Придя к этому выводу, Мрачковский попросил о встрече со Смирновым и сказал ему: “Иван Никитич, дай им, чего они хотят. Это нужно дать.” (А.Кестлер. Трагедия “стальных людей”. “Литературная газета”, 1988, №31).

Советские чекисты охотно делились своим опытом в порядке оказания “интернациональной помощи”, и работники братских секретных служб с успехом применяли те же методы. Польский журналист Виктор Ворошильский рассказал в своем “Венгерском дневнике” 1956 года, как в 1949 году готовили процесс Ласло Райка. Этому венгерскому коммунисту говорили примерно то же, что и Мрачковскому: “Страна переживает трудности. Но народ не поймет, почему, – в тонкостях экономики и политике он не разбирается. Скажем ему о предательстве – это говорит воображению каждого. Ты должен взять вину на себя. Это страшно, но ведь ты старый товарищ – неужели ты не поможешь партии?”
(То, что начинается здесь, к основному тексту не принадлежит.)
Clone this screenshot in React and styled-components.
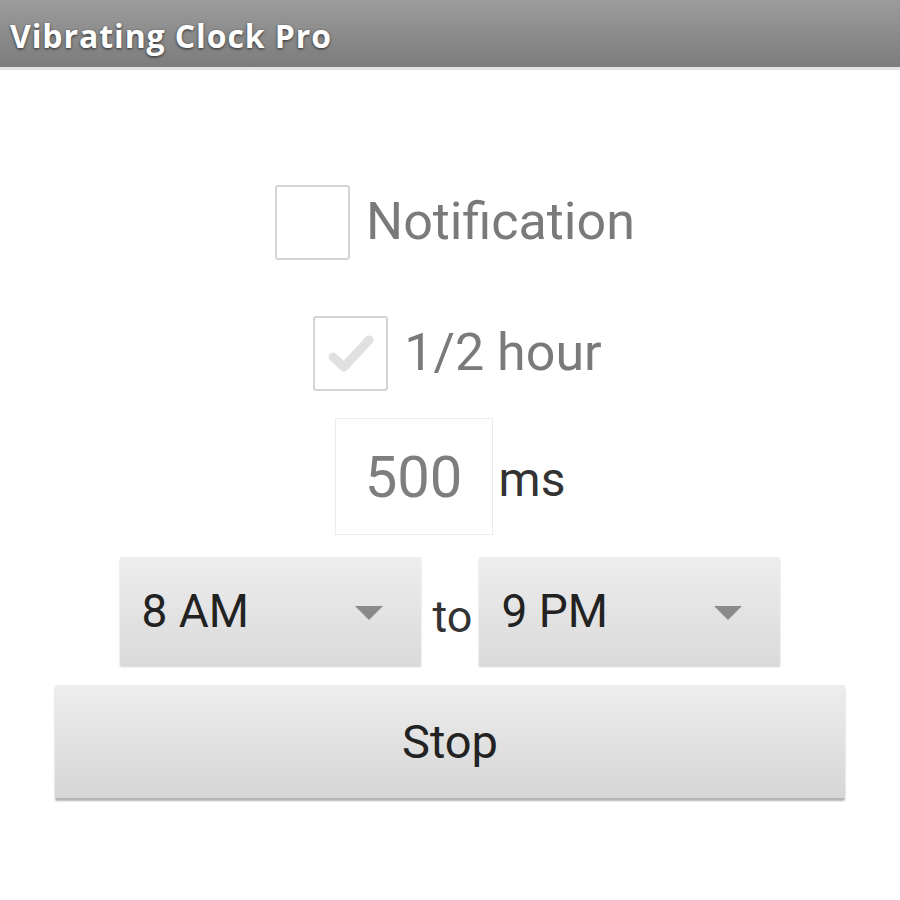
import styled, { createGlobalStyle } from 'styled-components'

const Global = createGlobalStyle`
  body {
    margin: 0;
    background: #fff;
    font-family: Roboto, "Noto Sans", sans-serif;
  }
`

const Page = styled.div`
  width: 900px;
  height: 900px;
  background: #fff;
  display: flex;
  flex-direction: column;
`

const TitleBar = styled.div`
  height: 67px;
  background: linear-gradient(#9c9c9c, #7c7c7c);
  border-bottom: 3px solid #e4e4e4;
  display: flex;
  align-items: center;
  padding-left: 10px;
`

const Title = styled.h1`
  margin: 0;
  font-family: "Open Sans", Roboto, sans-serif;
  font-weight: 700;
  font-size: 32px;
  letter-spacing: 0.9px;
  color: #fff;
  text-shadow: 0 1px 3px rgba(0, 0, 0, 0.7);
  margin-top: 4px;
`

const Content = styled.div`
  display: flex;
  flex-direction: column;
  align-items: center;
  padding-top: 115px;
`

const CheckRow = styled.label`
  display: flex;
  align-items: center;
  gap: 16px;
  height: 74px;
  margin-bottom: ${p => p.$mb || 0}px;
  margin-left: ${p => p.$ml || 0}px;
`

const Box = styled.div`
  width: 71px;
  height: 71px;
  border: 2px solid #d4d4d4;
  border-radius: 3px;
  display: flex;
  align-items: center;
  justify-content: center;
`

const Label = styled.span`
  font-size: 52px;
  color: #7a7a7a;
  line-height: 1;
`

const MsRow = styled.div`
  display: flex;
  align-items: center;
  gap: 6px;
  margin-top: 28px;
`

const Field = styled.div`
  width: 158px;
  height: 117px;
  border: 1px solid #ececec;
  display: flex;
  align-items: center;
  justify-content: center;
  font-size: 58px;
  color: #7e7e7e;
  box-sizing: border-box;
`

const Unit = styled.span`
  font-size: 48px;
  color: #333;
  margin-top: 6px;
`

const SpinRow = styled.div`
  display: flex;
  align-items: center;
  margin-top: 22px;
`

const Spinner = styled.div`
  width: 301px;
  height: 108px;
  box-sizing: border-box;
  background: linear-gradient(#ededed, #dadada);
  box-shadow: 0 2px 2px rgba(0, 0, 0, 0.18);
  display: flex;
  align-items: center;
  justify-content: space-between;
  padding: 0 38px 0 22px;
  font-size: 46px;
  color: #222;
`

const Arrow = styled.span`
  width: 0;
  height: 0;
  border-left: 14px solid transparent;
  border-right: 14px solid transparent;
  border-top: 14px solid #8a8a8a;
  margin-top: 4px;
`

const To = styled.span`
  font-size: 45px;
  color: #333;
  margin: 10px 7px 0 12px;
`

const StopButton = styled.button`
  margin-top: 20px;
  width: 790px;
  height: 113px;
  border: none;
  border-radius: 2px;
  background: linear-gradient(#ededed, #d6d6d6);
  box-shadow: 0 3px 2px rgba(0, 0, 0, 0.3);
  font-family: Roboto, "Noto Sans", sans-serif;
  font-size: 47px;
  color: #222;
`

const Check = () => (
  <svg width="52" height="52" viewBox="0 0 52 52">
    <path d="M8 30 L19 40 L44 13" fill="none" stroke="#e0e0e0" strokeWidth="9" strokeLinecap="round" strokeLinejoin="round" />
  </svg>
)

export default function App() {
  return (
    <Page>
      <Global />
      <TitleBar>
        <Title>Vibrating Clock Pro</Title>
      </TitleBar>
      <Content>
        <CheckRow $mb={57} $ml={10}>
          <Box />
          <Label>Notification</Label>
        </CheckRow>
        <CheckRow $ml={15}>
          <Box><Check /></Box>
          <Label>1/2 hour</Label>
        </CheckRow>
        <MsRow>
          <Field>500</Field>
          <Unit>ms</Unit>
        </MsRow>
        <SpinRow>
          <Spinner>8 AM<Arrow /></Spinner>
          <To>to</To>
          <Spinner>9 PM<Arrow /></Spinner>
        </SpinRow>
        <StopButton>Stop</StopButton>
      </Content>
    </Page>
  )
}
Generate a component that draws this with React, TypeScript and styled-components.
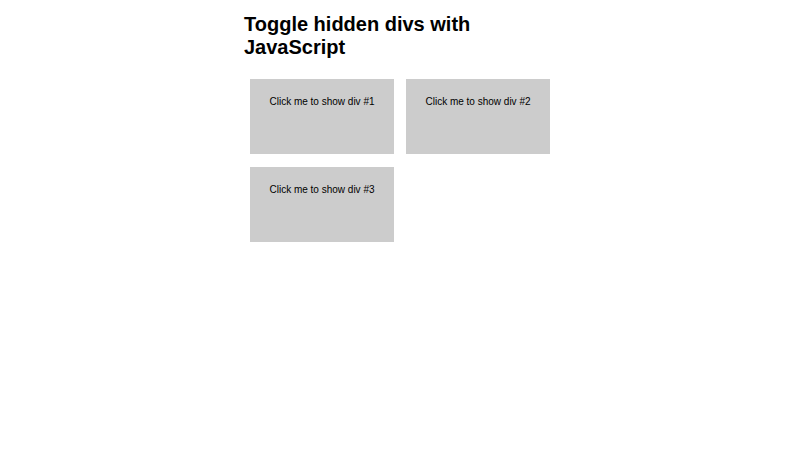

Вот такая партийная традиция тянулась с лета 1936 года. Этим летом, 18 июня, умер А.М.Горький. На процессе 1938 года эту смерть навесили на Ягоду, равно как и смерть сына Горького, Максима Пешкова. Ягода якобы подучил Крючкова, секретаря Горького, давать Максиму как можно больше алкоголя, а потом простудить его, “оставить как-нибудь полежать в снегу”. Во исполнение этого приказа Крючков в сырую, холодную ночь 2 мая 1934 года оставил Максима одного, пьяного, на скамейке московского бульвара, после чего Максим заболел воспалением легких и умер. Как пишет Н.Берберова (Железная женщина, Нью-Йорк, 1982, с.262), “мало кто этому Верил. Максим был молод, спортивен, здоров”. Ради правдоподобия пришлось добавить неправильное лечение, проводившееся сообщниками Ягоды, “докторами могильной медицины”, как изощрялись газеты 1938 года, Левиными и Плетневым. Ягода, правда, уверял на суде, что действовал не по политическим, а по личным мотивам, – жена Максима Пешкова Надежда Введенская была любовницей Ягоды.

Этим же докторам было предъявлено обвинение, будто они по приказу Ягоды “залечили” и самого Горького. Обвинение это и тогда уже выглядело в достаточной степени липовым. Позже возникла встречная версия, будто Горького убрал Сталин, потому что “великий пролетарский писатель” якобы мешал развязать террор. На самом деле Горький давно уже никому и ничему не мешал. С одной стороны, вознесенный до небес и окруженный фимиамом, а с другой – взятый под неусыпный контроль, физически и морально сломленный, Горький, не глядя, подмахнул бы любой приговор, завизированный Сталиным. Фактически, как писатель и как человек, Горький умер уже давно, его физическая смерть за два месяца до начала “великого террора” не должна своей кажущейся своевременностью наводить на мрачные подозрения.